Federal NDP leader Jagmeet Singh took the stage at Alberni Valley District Secondary School Tuesday morning for his first talk in front of students since his election.
The school was his only stop in Port Alberni on Tuesday, Mar. 6 during his tour of Vancouver Island. He had been invited by the school’s Model UN Club, and was accompanied by Courtenay-Alberni NDP MP Gord Johns.
In front of the full auditorium, he spoke about the impact that youth can have on their communities and their country.
“Young people have the best B.S. metre out there,” he said frankly. “If someone’s not real, you can call it out. It’s that ability to be real and authentic that connects with people.”
Model UN students moderated the event, delivering questions to Singh that spanned from tuition costs to environmental concerns to electoral reform.
He expressed his opposition to the Kinder Morgan project, which drew a round of applause from the crowd.
“If our goal is to protect the environment, and to reduce the emissions we put out into the air, the land, the water, then we need to make sure that our energy projects match up with our goals,” he said.
He added that new projects also need to create local opportunities, drawing a comparison to raw log exports.
“If we cut down trees, and then just ship them without actually creating value, it doesn’t create jobs for local people,” he said.
The project, said Singh, also needs more environmental risk assessment, as well as consultation with Indigenous populations.
“We can’t move forward in our country if we don’t respect the rights of the First People of this land,” he said.
Singh also expressed his commitment to proportional representation.

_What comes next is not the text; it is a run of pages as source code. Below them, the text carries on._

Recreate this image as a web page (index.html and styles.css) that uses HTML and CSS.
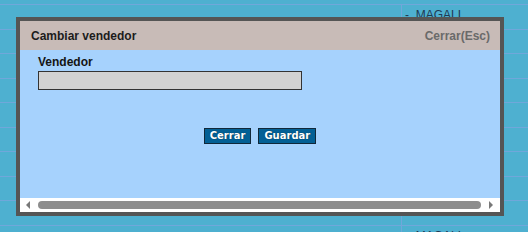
FILE: index.html
```html
<!DOCTYPE html>
<html lang="es">
<head>
    <meta charset="UTF-8">
    <title>Cambiar vendedor</title>
    <link rel="stylesheet" href="styles.css">
</head>
<body>

    <!-- Tabla de fondo -->
    <div class="grid">
        <div class="row"><div class="cell-main"></div><div class="cell-name">-. MAGALI</div></div>
        <div class="row"><div class="cell-main"></div><div class="cell-name">-. MAGALI</div></div>
        <div class="row"><div class="cell-main"></div><div class="cell-name">-. MAGALI</div></div>
        <div class="row"><div class="cell-main"></div><div class="cell-name">-. MAGALI</div></div>
        <div class="row"><div class="cell-main"></div><div class="cell-name">-. MAGALI</div></div>
        <div class="row"><div class="cell-main"></div><div class="cell-name">-. MAGALI</div></div>
        <div class="row"><div class="cell-main"></div><div class="cell-name">-. MAGALI</div></div>
        <div class="row"><div class="cell-main"></div><div class="cell-name">-. MAGALI</div></div>
        <div class="row"><div class="cell-main"></div><div class="cell-name">-. MAGALI</div></div>
        <div class="row"><div class="cell-main"></div><div class="cell-name">-. MAGALI</div></div>
    </div>

    <!-- Ventana modal -->
    <div class="dialog">
        <div class="dialog-header">
            <span class="dialog-title">Cambiar vendedor</span>
            <span class="dialog-close">Cerrar(Esc)</span>
        </div>
        <div class="dialog-body">
            <label class="field-label" for="vendedor">Vendedor</label>
            <input type="text" id="vendedor" class="field-input">
            <div class="actions">
                <button class="btn">Cerrar</button>
                <button class="btn">Guardar</button>
            </div>
        </div>
        <div class="hscroll">
            <span class="arrow-left"></span>
            <span class="thumb"></span>
            <span class="arrow-right"></span>
        </div>
    </div>

</body>
</html>
```

FILE: styles.css
```css
/* General */
body {
    margin: 0;
    font-family: "Liberation Sans", Arial, sans-serif;
    background-color: rgb(78, 176, 208);
    overflow: hidden;
}

/* Background table */
.grid {
    height: 232px;
    padding-top: 4px;
    box-sizing: border-box;
    overflow: hidden;
}

.row {
    display: flex;
    height: 24.5px;
    box-sizing: border-box;
    border-top: 1px solid rgb(112, 167, 218);
}

.cell-main {
    width: 401px;
    border-right: 1px solid rgb(112, 167, 218);
}

.cell-name {
    padding: 3px 0 0 3px;
    font-size: 12px;
    line-height: 14px;
    color: rgb(30, 58, 84);
    white-space: pre;
}

/* Modal window */
.dialog {
    position: absolute;
    top: 17px;
    left: 16px;
    width: 480px;
    border: 4px solid rgb(85, 85, 85);
    background-color: rgb(166, 210, 253);
}

.dialog-header {
    display: flex;
    justify-content: space-between;
    align-items: center;
    height: 29px;
    padding: 0 10px 0 11px;
    background-color: rgb(200, 187, 183);
    font-size: 12px;
    font-weight: bold;
}

.dialog-title {
    color: rgb(28, 28, 28);
}

.dialog-close {
    color: rgb(106, 106, 106);
}

.dialog-body {
    height: 148px;
    box-sizing: border-box;
    padding: 5px 18px 0;
}

.field-label {
    display: block;
    font-size: 12px;
    font-weight: bold;
    line-height: 15px;
    color: rgb(20, 20, 20);
}

.field-input {
    display: block;
    width: 264px;
    height: 19px;
    margin: 1px 0 0;
    padding: 0;
    box-sizing: border-box;
    border: 1px solid rgb(51, 51, 51);
    background-color: rgb(210, 210, 210);
}

.actions {
    display: flex;
    justify-content: center;
    gap: 7px;
    margin: 38px -18px 0;
}

.btn {
    height: 16px;
    padding: 0 5px;
    border: 1px solid rgb(16, 40, 58);
    background-color: rgb(3, 96, 149);
    color: rgb(255, 255, 255);
    font-family: "DejaVu Sans", Verdana, sans-serif;
    font-size: 10px;
    font-weight: bold;
    line-height: 14px;
    text-shadow: 0 0 1px rgba(0, 0, 0, .6);
    cursor: pointer;
}

/* Horizontal scrollbar */
.hscroll {
    display: flex;
    align-items: center;
    height: 14px;
    padding: 0 7px 0 6px;
    background-color: rgb(255, 255, 255);
}

.arrow-left {
    width: 0;
    height: 0;
    border-top: 4px solid transparent;
    border-bottom: 4px solid transparent;
    border-right: 4px solid rgb(120, 120, 120);
}

.arrow-right {
    width: 0;
    height: 0;
    border-top: 4px solid transparent;
    border-bottom: 4px solid transparent;
    border-left: 4px solid rgb(120, 120, 120);
}

.thumb {
    flex: 1;
    height: 8px;
    margin: 0 8px 0 8px;
    border-radius: 4px;
    background-color: rgb(141, 141, 141);
}
```
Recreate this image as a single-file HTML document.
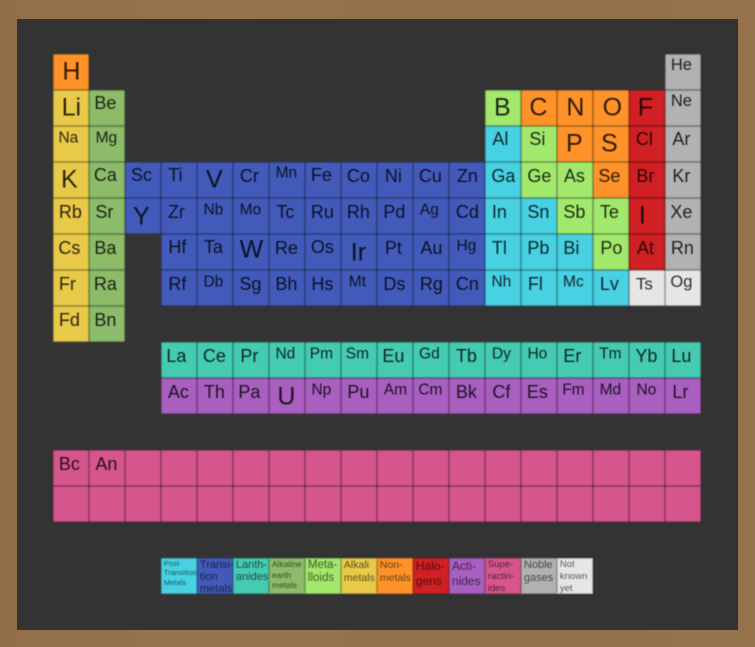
<!DOCTYPE html>
<html><head><meta charset="utf-8"><style>
html,body{margin:0;padding:0}
body{width:755px;height:647px;overflow:hidden;position:relative;background:#93704a;font-family:"Liberation Sans",sans-serif}
#w{position:absolute;left:0;top:0;width:755px;height:647px;background:linear-gradient(90deg,#936f49,#96734c 30%,#91704a 60%,#95724b);}
#b{position:absolute;left:17px;top:19px;width:721px;height:611px;background:#333}
#p{position:absolute;left:.4px;top:0;width:755px;height:647px;filter:blur(.5px)}
.c{position:absolute;background-image:linear-gradient(90deg,rgba(0,0,0,.27) 1px,transparent 1px,transparent 35px,rgba(0,0,0,.27) 35px),linear-gradient(rgba(0,0,0,.27) 1px,transparent 1px,transparent 35px,rgba(0,0,0,.27) 35px);background-size:36px 36px}
.o{background-color:#ff9329}.a{background-color:#e8c948}.e{background-color:#8cbb6a}.t{background-color:#425bbb}.q{background-color:#48d1e3}.m{background-color:#a2e86c}.h{background-color:#d02024}.n{background-color:#b2b2b2}.u{background-color:#e6e6e6}.l{background-color:#45cbb2}.k{background-color:#a85fc0}.s{background-color:#d6558d}
#p b{position:absolute;font-weight:400;line-height:1;transform:translate(-50%,-50%);color:rgba(0,0,0,.82);font-size:18px;white-space:nowrap}
#p b.g{font-size:25px}
#p b.f{font-size:15.5px}
.d{position:absolute;top:558px;width:36px;height:36px;overflow:hidden;box-sizing:border-box;box-shadow:inset 0 0 0 1px rgba(0,0,0,.22)}
.d span{position:absolute;left:2.5px;white-space:pre;color:rgba(0,0,0,.62)}
</style></head><body>
<div id="w"></div><div id="b"></div>
<div id="p">
<div class="c o" style="left:53px;top:54px;width:36px;height:36px"></div>
<div class="c a" style="left:53px;top:90px;width:36px;height:252px"></div>
<div class="c e" style="left:89px;top:90px;width:36px;height:252px"></div>
<div class="c n" style="left:665px;top:54px;width:36px;height:216px"></div>
<div class="c t" style="left:125px;top:162px;width:360px;height:72px"></div>
<div class="c t" style="left:161px;top:234px;width:324px;height:72px"></div>
<div class="c m" style="left:485px;top:90px;width:36px;height:36px"></div>
<div class="c o" style="left:521px;top:90px;width:108px;height:36px"></div>
<div class="c h" style="left:629px;top:90px;width:36px;height:180px"></div>
<div class="c q" style="left:485px;top:126px;width:36px;height:108px"></div>
<div class="c m" style="left:521px;top:126px;width:36px;height:72px"></div>
<div class="c o" style="left:557px;top:126px;width:72px;height:36px"></div>
<div class="c m" style="left:557px;top:162px;width:36px;height:36px"></div>
<div class="c o" style="left:593px;top:162px;width:36px;height:36px"></div>
<div class="c q" style="left:521px;top:198px;width:36px;height:36px"></div>
<div class="c m" style="left:557px;top:198px;width:72px;height:36px"></div>
<div class="c q" style="left:485px;top:234px;width:108px;height:36px"></div>
<div class="c m" style="left:593px;top:234px;width:36px;height:36px"></div>
<div class="c q" style="left:485px;top:270px;width:144px;height:36px"></div>
<div class="c u" style="left:629px;top:270px;width:72px;height:36px"></div>
<div class="c l" style="left:161px;top:342px;width:540px;height:36px"></div>
<div class="c k" style="left:161px;top:378px;width:540px;height:36px"></div>
<div class="c s" style="left:53px;top:450px;width:648px;height:72px"></div>

<b class="g" style="left:71px;top:72px">H</b><b class="g" style="left:71px;top:108px">Li</b><b class="f" style="left:68px;top:138px">Na</b><b class="g" style="left:69px;top:180px">K</b><b style="left:70px;top:212px">Rb</b><b style="left:69px;top:248px">Cs</b><b style="left:67px;top:284px">Fr</b><b style="left:69px;top:320px">Fd</b>
<b style="left:105px;top:103px">Be</b><b class="f" style="left:106px;top:138px">Mg</b><b style="left:105px;top:175px">Ca</b><b style="left:104px;top:212px">Sr</b><b style="left:105px;top:248px">Ba</b><b style="left:105px;top:284px">Ra</b><b style="left:105px;top:320px">Bn</b>
<b style="left:141px;top:175px">Sc</b><b class="g" style="left:141px;top:217px">Y</b>
<b style="left:175px;top:175px">Ti</b><b style="left:176px;top:212px">Zr</b><b style="left:177px;top:247px">Hf</b><b style="left:177px;top:284px">Rf</b>
<b class="g" style="left:214px;top:180px">V</b><b class="f" style="left:213px;top:210px">Nb</b><b style="left:213px;top:247px">Ta</b><b class="f" style="left:213px;top:282px">Db</b>
<b style="left:249px;top:176px">Cr</b><b class="f" style="left:250px;top:210px">Mo</b><b class="g" style="left:251px;top:250px">W</b><b style="left:250px;top:284px">Sg</b>
<b class="f" style="left:286px;top:173px">Mn</b><b style="left:285px;top:212px">Tc</b><b style="left:286px;top:248px">Re</b><b style="left:286px;top:284px">Bh</b>
<b style="left:321px;top:175px">Fe</b><b style="left:322px;top:212px">Ru</b><b style="left:322px;top:247px">Os</b><b style="left:322px;top:284px">Hs</b>
<b style="left:358px;top:176px">Co</b><b style="left:358px;top:212px">Rh</b><b class="g" style="left:358px;top:253px">Ir</b><b class="f" style="left:357px;top:282px">Mt</b>
<b style="left:393px;top:176px">Ni</b><b style="left:394px;top:212px">Pd</b><b style="left:393px;top:248px">Pt</b><b style="left:394px;top:284px">Ds</b>
<b style="left:430px;top:176px">Cu</b><b class="f" style="left:429px;top:210px">Ag</b><b style="left:431px;top:248px">Au</b><b style="left:431px;top:284px">Rg</b>
<b style="left:467px;top:176px">Zn</b><b style="left:467px;top:212px">Cd</b><b class="f" style="left:466px;top:246px">Hg</b><b style="left:467px;top:284px">Cn</b>
<b class="g" style="left:502px;top:108px">B</b><b class="g" style="left:538px;top:108px">C</b><b class="g" style="left:575px;top:108px">N</b><b class="g" style="left:612px;top:108px">O</b><b class="g" style="left:645px;top:108px">F</b>
<b class="f" style="left:681px;top:65px;font-size:16.5px">He</b><b class="f" style="left:681px;top:101px;font-size:16.5px">Ne</b>
<b style="left:500px;top:139px">Al</b><b style="left:537px;top:139px">Si</b><b class="g" style="left:574px;top:144px">P</b><b class="g" style="left:609px;top:144px">S</b><b style="left:644px;top:139px">Cl</b><b style="left:681px;top:139px">Ar</b>
<b style="left:503px;top:176px">Ga</b><b style="left:539px;top:176px">Ge</b><b style="left:574px;top:176px">As</b><b style="left:609px;top:176px">Se</b><b style="left:645px;top:176px">Br</b><b style="left:681px;top:176px">Kr</b>
<b style="left:499px;top:212px">In</b><b style="left:538px;top:212px">Sn</b><b style="left:574px;top:212px">Sb</b><b style="left:609px;top:212px">Te</b><b class="g" style="left:642px;top:216px">I</b><b style="left:681px;top:212px">Xe</b>
<b style="left:499px;top:248px">Tl</b><b style="left:538px;top:248px">Pb</b><b style="left:571px;top:248px">Bi</b><b style="left:611px;top:248px">Po</b><b style="left:645px;top:248px">At</b><b style="left:682px;top:248px">Rn</b>
<b class="f" style="left:501px;top:282px">Nh</b><b style="left:535px;top:284px">Fl</b><b class="f" style="left:573px;top:282px">Mc</b><b style="left:609px;top:284px">Lv</b><b class="f" style="left:644px;top:284px;font-size:17px">Ts</b><b class="f" style="left:681px;top:282px;font-size:16.5px">Og</b>
<b style="left:176px;top:356px">La</b><b style="left:214px;top:356px">Ce</b><b style="left:249px;top:356px">Pr</b><b class="f" style="left:285px;top:354px">Nd</b><b class="f" style="left:321px;top:354px">Pm</b><b class="f" style="left:357px;top:354px">Sm</b><b style="left:393px;top:356px">Eu</b><b class="f" style="left:429px;top:354px">Gd</b><b style="left:466px;top:356px">Tb</b><b class="f" style="left:501px;top:354px">Dy</b><b class="f" style="left:537px;top:354px">Ho</b><b style="left:572px;top:356px">Er</b><b class="f" style="left:610px;top:354px">Tm</b><b style="left:646px;top:356px">Yb</b><b style="left:681px;top:356px">Lu</b>
<b style="left:178px;top:392px">Ac</b><b style="left:214px;top:392px">Th</b><b style="left:249px;top:392px">Pa</b><b class="g" style="left:286px;top:397px">U</b><b class="f" style="left:321px;top:390px">Np</b><b style="left:358px;top:392px">Pu</b><b class="f" style="left:395px;top:390px">Am</b><b class="f" style="left:430px;top:390px">Cm</b><b style="left:466px;top:392px">Bk</b><b style="left:501px;top:392px">Cf</b><b style="left:537px;top:392px">Es</b><b class="f" style="left:573px;top:390px">Fm</b><b class="f" style="left:610px;top:390px">Md</b><b class="f" style="left:646px;top:390px">No</b><b style="left:680px;top:392px">Lr</b>
<b style="left:69px;top:464px">Bc</b><b style="left:106px;top:464px">An</b>

<div class="d q" style="left:161px"><span style="font-size:7.5px;top:1px;line-height:9.4px">Post-
Transition
Metals</span></div>
<div class="d t" style="left:197px"><span style="font-size:11px;top:1px;line-height:12px">Transi-
tion
metals</span></div>
<div class="d l" style="left:233px"><span style="font-size:11px;top:1px;line-height:12px">Lanth-
anides</span></div>
<div class="d e" style="left:269px"><span style="font-size:8.5px;top:1px;line-height:10.5px">Alkaline
earth
metals</span></div>
<div class="d m" style="left:305px"><span style="font-size:11.5px;top:1px;line-height:13px">Meta-
lloids</span></div>
<div class="d a" style="left:341px"><span style="font-size:10.5px;top:1px;line-height:13px">Alkali
metals</span></div>
<div class="d o" style="left:377px"><span style="font-size:10.5px;top:1px;line-height:13px">Non-
metals</span></div>
<div class="d h" style="left:413px"><span style="font-size:12px;top:1px;line-height:15px">Halo-
gens</span></div>
<div class="d k" style="left:449px"><span style="font-size:12px;top:1px;line-height:15px">Acti-
nides</span></div>
<div class="d s" style="left:485px"><span style="font-size:9.5px;top:1px;line-height:12px">Supe-
ractin-
ides</span></div>
<div class="d n" style="left:521px"><span style="font-size:11px;top:1px;line-height:13px">Noble
gases</span></div>
<div class="d u" style="left:557px"><span style="font-size:9.5px;top:1px;line-height:12px">Not
known
yet</span></div>
</div>
</body></html>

“If you get 40 percent of the vote, that means you get four out of the ten votes and you get all the power,” he said. “That doesn’t make any sense. I think people want to see their voice reflected in Ottawa, and whatever percentage you get is the amount of power you get. I think it’s about giving power to the people.
Singh met with the Model UN students to personally hear their concerns before taking the stage at the ADSS theatre. He took selfies with students and doled out high fives before and after his talk.
The students were “star struck,” in the words of student Reghan Geddes.
“He’s such a big inspiration to a lot of us,” she said.
“He’s able to connect with us really easily,” added student Saraf Nawar. “It’s like we’re friends with him, instead of strangers.”
They appreciated the message Singh delivered, as well as the way he took the time to answer each of their questions.
“I feel like he didn’t beat around the bush,” said Geddes. “His message is something a lot of students could respond to.”
Singh was equally impressed by the students.
“They talked about caring about the environment and Indigenous issues,” he said. “And the reasons why were so heartwarming. We have a responsibility to take care of [the planet] because we’re not alone here. That’s a beautiful sentiment.”
He added, “I have so much hope for the brighter future that we can build. The questions were all questions that talked on issues of justice and building a better Canada. I’m overwhelmed with positive, hopeful feelings about the future, given how these students think and the questions they asked.”